= 1886 Redfern colonial by-election =

By-election in New South Wales, Australia

A by-election was held for the New South Wales Legislative Assembly electorate of Redfern on 9 March 1886 because Arthur Renwick was appointed Minister of Public Instruction in the ministry of Sir Patrick Jennings. Under the constitution, ministers in the Legislative Assembly were required to resign to recontest their seats in a by-election when appointed. Such ministerial by-elections were usually uncontested and on this occasion a poll was required for Redfern and Bathurst where Francis Suttor was easily re-elected.

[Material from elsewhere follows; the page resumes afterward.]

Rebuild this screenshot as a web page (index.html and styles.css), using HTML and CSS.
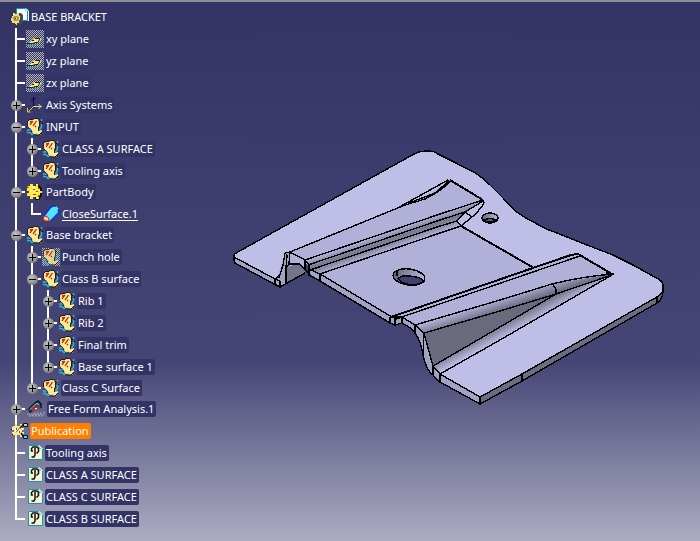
FILE: index.html
```html
<!DOCTYPE html>
<html lang="en">
<head>
  <meta charset="UTF-8">
  <meta name="viewport" content="width=device-width, initial-scale=1.0">
  <title>Base Bracket</title>
  <link rel="stylesheet" href="styles.css">
</head>
<body>
  <!-- Shared icons -->
  <svg class="defs" width="0" height="0" aria-hidden="true">
    <defs>
      <pattern id="checker" width="2" height="2" patternUnits="userSpaceOnUse">
        <path d="M0 0h1v1H0zM1 1h1v1H1z" fill="#b4b4b4"/>
      </pattern>
      <pattern id="dots" width="2" height="2" patternUnits="userSpaceOnUse">
        <path d="M0 0h1v1H0zM1 1h1v1H1z" fill="#ffe9a0"/>
      </pattern>
      <symbol id="part" viewBox="0 0 18 20">
        <path d="M6 1h9l3 3v10H6z" fill="#fff"/>
        <path d="M5.500 7V1.500h10M16.500 4v9.500H10" fill="none" stroke="#00a0a8"/>
        <path d="M14 1l3 3h-3z" fill="#7fe8f0"/>
        <path d="M7 6h3l2 2v6l-2 3H7z" fill="#4a4a4a"/>
        <path d="M2 6h2v1h2V6h2v3h1v4H8v3H6v2H4v-2H1v-2H0v-3h1V8h1z" fill="#f4dc7c"/>
        <path d="M3 10h4v3H3z" fill="#fff3b0" stroke="#6b5a10"/>
        <path d="M1 8h1v1H1zM0 14h1v1H0zM4 17h1v1H4zM4 11h1v1H4z" fill="#3a3208"/>
      </symbol>
      <symbol id="plane" viewBox="0 0 18 18">
        <path d="M0 0h18v18H0z" fill="url(#checker)"/>
        <path d="M3 13l5-5h8l-3 5z" fill="#f6e27a"/>
        <path d="M1 13.500h6l2-1h3l2-4M6 10.500h2M9 8.500h5" fill="none" stroke="#222"/>
        <path d="M1 15.500h6l2-1h3M14 12.500l2-2v-3" fill="none" stroke="#2aa8c0"/>
        <path d="M5 12h1v1H5zM9 11h1v1H9z" fill="#fff"/>
      </symbol>
      <symbol id="axis" viewBox="0 0 18 18">
        <path d="M7.500 10V1M5 3.500h2M8 2.500h2" fill="none" stroke="#08084c"/>
        <path d="M7.500 10.500h8M12.500 8l2.500 2.500-2.500 2.500" fill="none" stroke="#f0e08c"/>
        <path d="M7.500 10.500l-5 5M1.500 12v4h3" fill="none" stroke="#e8c840"/>
      </symbol>
      <symbol id="body" viewBox="0 0 18 18">
        <path d="M2 3l2-1h3l1-1h4l1 3v4l-1 2v3l4-1v2l-2 3H8l-2-3-1-3-2-1-1-2z" fill="#ffe98e"/>
        <path d="M1.500 8V3.500l2-2H7l1-1h4l1.500 2V8l-1 2v3M2 9.500l2 1.500 2 3" fill="none" stroke="#1c1c1c"/>
        <path d="M4 7l3-4M7 8l3.500-5M4 4.500L5.500 3M9 9l1-1" stroke="#a81414" stroke-width="1.200"/>
        <path d="M1 12.500l2-1 1.500 1M1 14.500h3l2 2h5M15.500 1v2M15.500 6v3l-2 3" fill="none" stroke="#2cb8dc" stroke-width="1.400"/>
        <path d="M7 17h6l3-3" fill="none" stroke="#111"/>
        <path d="M14 3h1v1h-1zM16 5h1v1h-1z" fill="#0c0c30"/>
      </symbol>
      <symbol id="hidden-body" viewBox="0 0 18 18">
        <path d="M0 0h18v18H0z" fill="url(#checker)"/>
        <g opacity="0.8"><use href="#body"/></g>
      </symbol>
      <symbol id="gear" viewBox="0 0 18 18">
        <path d="M9 2h4l3 3v8l-3 4H9z" fill="#111"/>
        <path d="M1 3h3V1h3v2h3V1h2v3l2 2v2h2v2h-2v2l-1 1v3h-3v-2H7v2H4v-3H1v-3h2V8H1V5h2z" fill="#ffe838"/>
        <path d="M8 5v7M11 6v5M5 7v3M6 4h3M6 13h3" stroke="#fff9c0"/>
        <path d="M7 6.500h2M10 8.500h2M7 11.500h3M12.500 4v2M12.500 12v2" stroke="#6b5a00"/>
      </symbol>
      <symbol id="close-surface" viewBox="0 0 18 18">
        <path d="M2 11l6-8 3-2h3l3 3v4l-5 5-3 3H4l-3-2z" fill="#4fe4ff"/>
        <path d="M2 11l6-8 3-2h3M16.500 4v4l-5 5-3 3" fill="none" stroke="#1228d8" stroke-width="1.400"/>
        <path d="M2 11l4 1 1 4H3l-2-2z" fill="#ffd890"/>
        <path d="M2 11l3 .5L7 14v2H4l-3-2z" fill="none" stroke="#d01818"/>
      </symbol>
      <symbol id="analysis" viewBox="0 0 20 18">
        <path d="M2 9l7-7 3-1 3 3-1 5-2-2-3 1-2 4H5z" fill="#3a4f66"/>
        <path d="M2 10l7-7 3-2 3 3v4M3 12l3-1" fill="none" stroke="#111" stroke-width="1.400"/>
        <path d="M4 9.500l6-6 3 1" fill="none" stroke="#6cdcf0"/>
        <path d="M6.500 12V8.500l3-2M11 8l3 .5" fill="none" stroke="#d02020" stroke-width="1.600"/>
        <path d="M9 8h2v1H9z" fill="#fff"/>
        <path d="M1 14.500l2-1 1 3 2-3 1 3 2-4 1 4 2-4 1 4 2-4 1 4 2-2v-3" fill="none" stroke="#a0a0aa"/>
      </symbol>
      <symbol id="publication" viewBox="0 0 18 18">
        <path d="M2 4h2V2h2v2h3V2h2v4h2v2h-2v2h2v2h-2v3H9v-2H6v3H4v-3H1v-3h2V8H1V5h1z" fill="#f8e898"/>
        <path d="M4 6h5v5H4z" fill="#fffbd8"/>
        <path d="M5 10.500l4-5M5.500 6v2M8.500 9v2" stroke="#6b5a10"/>
        <path d="M0 7h1v1H0zM1 12h1v1H1z" fill="#111"/>
        <path d="M9 6l3-3h2M10 11l2 3h3" fill="none" stroke="#111" stroke-width="1.500"/>
        <path d="M12.500 1.500h4v3h-4z" fill="#f0c8a0" stroke="#111"/>
        <path d="M12.500 13.500h4v3h-4z" fill="#50d8f0" stroke="#111"/>
      </symbol>
      <symbol id="published" viewBox="0 0 18 18">
        <path d="M2 1h11l4 4v11H2z" fill="#fff"/>
        <path d="M2 1h11l4 4v11H2z" fill="url(#dots)"/>
        <path d="M2.500 16V1.500H13M16.500 5v10.500H2" fill="none" stroke="#00a0a8"/>
        <path d="M12 1l4 4h-4z" fill="#58d8f0"/>
        <path d="M7 7H5.500V4.500L7 3h4l1.500 1.500v3L10.500 9.500M9 4v7l-1 2H5.500" fill="none" stroke="#111" stroke-width="1.500"/>
      </symbol>
    </defs>
  </svg>

  <div class="workspace">
    <nav class="spec-tree" aria-label="Specification tree">
      <div class="row root"><svg class="icon icon-tall"><use href="#part"/></svg><span class="label">BASE BRACKET</span></div>
      <ul>
        <li><div class="row leaf"><svg class="icon"><use href="#plane"/></svg><span class="label">xy plane</span></div></li>
        <li><div class="row leaf"><svg class="icon"><use href="#plane"/></svg><span class="label">yz plane</span></div></li>
        <li><div class="row leaf"><svg class="icon"><use href="#plane"/></svg><span class="label">zx plane</span></div></li>
        <li><div class="row"><button class="toggle plus" aria-label="Expand Axis Systems"></button><svg class="icon"><use href="#axis"/></svg><span class="label">Axis Systems</span></div></li>
        <li>
          <div class="row"><button class="toggle" aria-label="Collapse INPUT"></button><svg class="icon"><use href="#body"/></svg><span class="label">INPUT</span></div>
          <ul>
            <li><div class="row"><button class="toggle plus" aria-label="Expand CLASS A SURFACE"></button><svg class="icon"><use href="#body"/></svg><span class="label">CLASS A SURFACE</span></div></li>
            <li><div class="row"><button class="toggle plus" aria-label="Expand Tooling axis"></button><svg class="icon"><use href="#body"/></svg><span class="label">Tooling axis</span></div></li>
          </ul>
        </li>
        <li>
          <div class="row"><button class="toggle" aria-label="Collapse PartBody"></button><svg class="icon"><use href="#gear"/></svg><span class="label">PartBody</span></div>
          <ul>
            <li><div class="row leaf"><svg class="icon"><use href="#close-surface"/></svg><a class="label in-work" href="#closesurface">CloseSurface.1</a></div></li>
          </ul>
        </li>
        <li>
          <div class="row"><button class="toggle" aria-label="Collapse Base bracket"></button><svg class="icon"><use href="#body"/></svg><span class="label">Base bracket</span></div>
          <ul>
            <li><div class="row"><button class="toggle plus" aria-label="Expand Punch hole"></button><svg class="icon"><use href="#hidden-body"/></svg><span class="label">Punch hole</span></div></li>
            <li>
              <div class="row"><button class="toggle" aria-label="Collapse Class B surface"></button><svg class="icon"><use href="#body"/></svg><span class="label">Class B surface</span></div>
              <ul>
                <li><div class="row"><button class="toggle plus" aria-label="Expand Rib 1"></button><svg class="icon"><use href="#body"/></svg><span class="label">Rib 1</span></div></li>
                <li><div class="row"><button class="toggle plus" aria-label="Expand Rib 2"></button><svg class="icon"><use href="#body"/></svg><span class="label">Rib 2</span></div></li>
                <li><div class="row"><button class="toggle plus" aria-label="Expand Final trim"></button><svg class="icon"><use href="#body"/></svg><span class="label">Final trim</span></div></li>
                <li><div class="row"><button class="toggle plus" aria-label="Expand Base surface 1"></button><svg class="icon"><use href="#body"/></svg><span class="label">Base surface 1</span></div></li>
              </ul>
            </li>
            <li><div class="row"><button class="toggle plus" aria-label="Expand Class C Surface"></button><svg class="icon"><use href="#body"/></svg><span class="label">Class C Surface</span></div></li>
          </ul>
        </li>
        <li class="open"><div class="row"><button class="toggle plus" aria-label="Expand Free Form Analysis.1"></button><svg class="icon icon-wide"><use href="#analysis"/></svg><span class="label">Free Form Analysis.1</span></div></li>
      </ul>
      <div class="row root trunk"><svg class="icon"><use href="#publication"/></svg><span class="label selected">Publication</span></div>
      <ul>
        <li><div class="row leaf"><svg class="icon"><use href="#published"/></svg><span class="label">Tooling axis</span></div></li>
        <li><div class="row leaf"><svg class="icon"><use href="#published"/></svg><span class="label">CLASS A SURFACE</span></div></li>
        <li><div class="row leaf"><svg class="icon"><use href="#published"/></svg><span class="label">CLASS C SURFACE</span></div></li>
        <li><div class="row leaf"><svg class="icon"><use href="#published"/></svg><span class="label">CLASS B SURFACE</span></div></li>
      </ul>
    </nav>

    <main class="viewport">
      <svg class="model" viewBox="224 2 476 539" role="img" aria-label="Base bracket model">
        <defs>
          <linearGradient id="bend-top" gradientUnits="userSpaceOnUse" x1="480" y1="305" x2="484" y2="317">
            <stop offset="0" stop-color="#b0b0d8"/>
            <stop offset="1" stop-color="#6a6a80"/>
          </linearGradient>
          <linearGradient id="bend-bottom" gradientUnits="userSpaceOnUse" x1="485" y1="334" x2="491" y2="345">
            <stop offset="0" stop-color="#77778e"/>
            <stop offset="1" stop-color="#bebee6"/>
          </linearGradient>
          <linearGradient id="rib-wall" gradientUnits="userSpaceOnUse" x1="376" y1="236" x2="382" y2="253">
            <stop offset="0" stop-color="#b0b0d8"/>
            <stop offset="0.45" stop-color="#77778e"/>
            <stop offset="0.7" stop-color="#8c8ca8"/>
            <stop offset="1" stop-color="#b0b0d8"/>
          </linearGradient>
          <linearGradient id="bore">
            <stop offset="0" stop-color="#66667a"/>
            <stop offset="1" stop-color="#b8b8de"/>
          </linearGradient>
        </defs>

        <!-- plate thickness -->
        <path class="side" d="M480 397L500 386 522 374 657 297Q663 293 663 284V291Q663 299 657 303L522 381 500 393 480 404Z"/>
        <path class="front" d="M234 257L276 279 285 276 287 283 280 287 274 284 235 263Q233 260 234 257Z"/>
        <path class="front" d="M308 264L320 274 392 317 402 317 415 325 424 333 433 366 440 374 480 397V404L440 382 433 375Q426 370 423 355 421 341 415 333 412 328 402 323L395 325 390 323 320 281 310 274Z"/>

        <!-- plate -->
        <path class="plate" d="M234 257Q233 255 236 253L414 154Q420 151 425 151H430Q434 151 438 154L456 163 477 174Q485 180 490 185L503 198Q510 206 517 212 525 218 537 224 547 230 557 233L587 245 613 255 633 265 660 280Q664 283 663 288 663 294 657 297L522 374 480 397 440 374 433 366 424 333 415 325 402 317 392 317 320 274 290 252 276 279Z"/>

        <!-- pocket floor -->
        <path class="floor" d="M310 270L320 274 392 317 534 268 460 226Z"/>
        <path class="floor" d="M290 252L405 205Q432 195 450 180L483 200 466 212 305 260Z"/>

        <!-- upper rib wall -->
        <path fill="url(#rib-wall)" d="M305 260L440 214 483 200 467 220 460 226 320 274 310 270Z"/>
        <path class="plate" d="M456 221L466 212 483 200 484 204 472 217 460 226Z"/>

        <!-- lower rib -->
        <path class="floor" d="M392 317L530 269 578 254 612 274 552 284 415 325 402 317Z"/>
        <path fill="url(#bend-top)" d="M415 325L500 300 552 284 612 274 556 294 500 311 424 333Z"/>
        <path class="facet" d="M424 333L500 311 556 294 500 327 433 366Z"/>
        <path fill="url(#bend-bottom)" d="M433 366L500 327 556 294 612 275 500 340 440 374Z"/>

        <!-- opening under the upper rib -->
        <path class="cavity" d="M287 267L293 264H300L305 270V273L287 284Z"/>
        <path class="floor" d="M290 252L305 260 306 271 300 265H293L287 267Z"/>
        <path class="front" d="M285 253L290 252V264L287 267 286 284 280 287 277 279Z"/>

        <!-- edges -->
        <g class="edge">
          <path d="M234 257Q233 255 236 253L414 154Q420 151 425 151H430Q434 151 438 154L456 163 477 174Q485 180 490 185L503 198Q510 206 517 212 525 218 537 224 547 230 557 233L587 245 613 255 633 265 660 280Q664 283 663 288 663 294 657 297L522 374 480 397 440 374 433 366"/>
          <path d="M234 257V260L235 263 274 284 280 287 287 283 305 273M234 257L275 279M275 279V284M275 279L279 276M280 281V287M275 279L280 281"/>
          <path d="M285 253L283 265 279 278M285 253L290 252 289 264 286 268V283M285 253L287 255 286 268M290 252L305 260V269M289 264H300L305 270M305 260L309 265V275L320 281M305 269L309 274M309 269L320 274V281"/>
          <path d="M320 274L392 317M320 281L390 323 395 325V318M390 317V323M395 325L402 323V317L393 317M402 323Q412 328 415 333 421 341 423 355 426 370 433 375L440 382 480 404V397M402 317L415 325V333M415 325L424 333 423 355M424 333L433 366V375M440 374V382M433 366L440 374"/>
          <path d="M480 404L500 393 522 381 657 303Q663 299 663 291V285M522 374V381M657 297V303"/>
          <path d="M290 252L405 205M401 206L412 200 448 180M405 205L425 199Q440 192 451 181M409 203L435 193 449 181"/>
          <path d="M305 260L440 214 483 200M308 265L440 220 465 212 483 201M310 270L440 226 457 221M320 274L440 233 461 226"/>
          <path d="M457 221L461 226 472 217Q480 210 484 203L483 200M465 212L472 217M457 221L465 212"/>
          <path d="M415 325L500 300 552 284Q580 277 612 274M424 333L500 311 556 294 612 275M433 366L500 327 556 294M440 374L500 340 612 275M552 284Q557 288 556 294"/>
          <path d="M396 319L530 273 580 256"/>
        </g>
        <g class="edge heavy">
          <path d="M450 180L483 200M461 226L534 268M391 317L530 269 565 257Q573 254 578 254L612 274M606 273L614 274"/>
        </g>

        <!-- holes -->
        <g class="hole">
          <ellipse cx="409" cy="277" rx="16" ry="8" transform="rotate(8 409 277)" fill="url(#bore)"/>
          <path d="M398 279Q400 275 409 276 421 277 424 281 419 285 411 285 401 283 398 279Z" fill="#404071"/>
          <path d="M397 271V276"/>
          <ellipse cx="490" cy="218" rx="8" ry="5" fill="url(#bore)"/>
          <path d="M484 220Q490 217 496 220L492 222H487Z" fill="#5a5a78"/>
        </g>
      </svg>
    </main>
  </div>
</body>
</html>
```

FILE: styles.css
```css
* {
  box-sizing: border-box;
}
body {
  margin: 0;
  font-family: "Noto Sans", "Open Sans", sans-serif;
  font-size: 11px;
  line-height: 16px;
  color: #fff;
}
.defs {
  display: block;
}
.workspace {
  display: flex;
  min-height: 100vh;
  border-top: 2px solid #8f8f93;
  background: linear-gradient(#333366, #464676 67%, #acacc2);
}

/* Specification tree */
.spec-tree {
  flex: 0 0 32%;
  padding-top: 4px;
  white-space: nowrap;
}
.spec-tree ul {
  margin: 0;
  padding: 0;
  list-style: none;
}
.spec-tree ul ul {
  margin-bottom: -1px;
  padding-left: 16px;
}
/* trunk on the left, branch towards the icon */
.spec-tree li {
  background-image: linear-gradient(#fff, #fff), linear-gradient(#fff, #fff);
  background-repeat: no-repeat;
  background-position: 15px 0, 15px 10px;
  background-size: 2px 100%, 10px 2px;
}
.spec-tree li:last-child {
  background-size: 2px 12px, 10px 2px;
}
.spec-tree li.open {
  background-size: 2px 100%, 10px 2px;
}
.row {
  display: flex;
  align-items: center;
  height: 22px;
  padding-left: 11px;
}
.leaf {
  padding-left: 26px;
}
.trunk {
  background: linear-gradient(#fff, #fff) 15px 0 / 2px 100% no-repeat;
}
.toggle {
  width: 11px;
  height: 11px;
  margin: 0 4px 0 0;
  padding: 0;
  border: none;
  border-radius: 50%;
  cursor: pointer;
  background:
    linear-gradient(#000, #000) center / 7px 1px no-repeat,
    radial-gradient(circle at 40% 35%, #c4c4c4, #8c8c8c 60%, #5c5c5c);
}
.toggle.plus {
  background:
    linear-gradient(#000, #000) center / 7px 1px no-repeat,
    linear-gradient(#000, #000) center / 1px 7px no-repeat,
    radial-gradient(circle at 40% 35%, #c4c4c4, #8c8c8c 60%, #5c5c5c);
}
.icon {
  flex: none;
  width: 18px;
  height: 18px;
  margin-right: 1px;
}
.icon-tall {
  height: 20px;
}
.icon-wide {
  width: 20px;
}
.label {
  padding: 0 2px 0 1px;
  border-radius: 2px;
  background-color: #333366;
  color: #fff;
}
.in-work {
  background: none;
  text-underline-offset: 2px;
}
.selected {
  background-color: #ff8000;
}

/* 3D view */
.viewport {
  flex: 1;
  min-width: 0;
}
.model {
  display: block;
  width: 100%;
  height: auto;
  shape-rendering: crispEdges;
}
.plate {
  fill: #bebee6;
}
.floor {
  fill: #b0b0d8;
}
.front {
  fill: #a2a2c4;
}
.side {
  fill: #6c6c80;
}
.facet {
  fill: #6a6a7e;
}
.cavity {
  fill: #74748a;
}
.edge {
  fill: none;
  stroke: #000;
  stroke-width: 1.4;
}
.heavy {
  stroke-width: 2;
}
.hole {
  stroke: #000;
  stroke-width: 1.4;
}
```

The 7 other ministers were re-elected unopposed.

==Dates==

| Date | Event |
|---|---|
| 26 February 1886 | Jennings ministry appointed. |
| 3 March 1886 | Writ of election issued by the Speaker of the Legislative Assembly. |
| 6 March 1886 | Nominations. |
| 9 March 1886 | Polling day |
| 24 March 1886 | Return of writ |

==Result==

1886 Redfern by-election Tuesday, 9 March
| Candidate |  | Votes | % |
|---|---|---|---|
| Arthur Renwick (re-elected) |  | 1,769 | 53.8 |
| William Stephen |  | 1,522 | 46.2 |
| Total formal votes |  | 3,291 | 98.7 |
| Informal votes |  | 42 | 1.3 |
| Turnout |  | 3,333 | 43.4 |

Arthur Renwick was appointed Minister of Public Instruction in the Jennings ministry.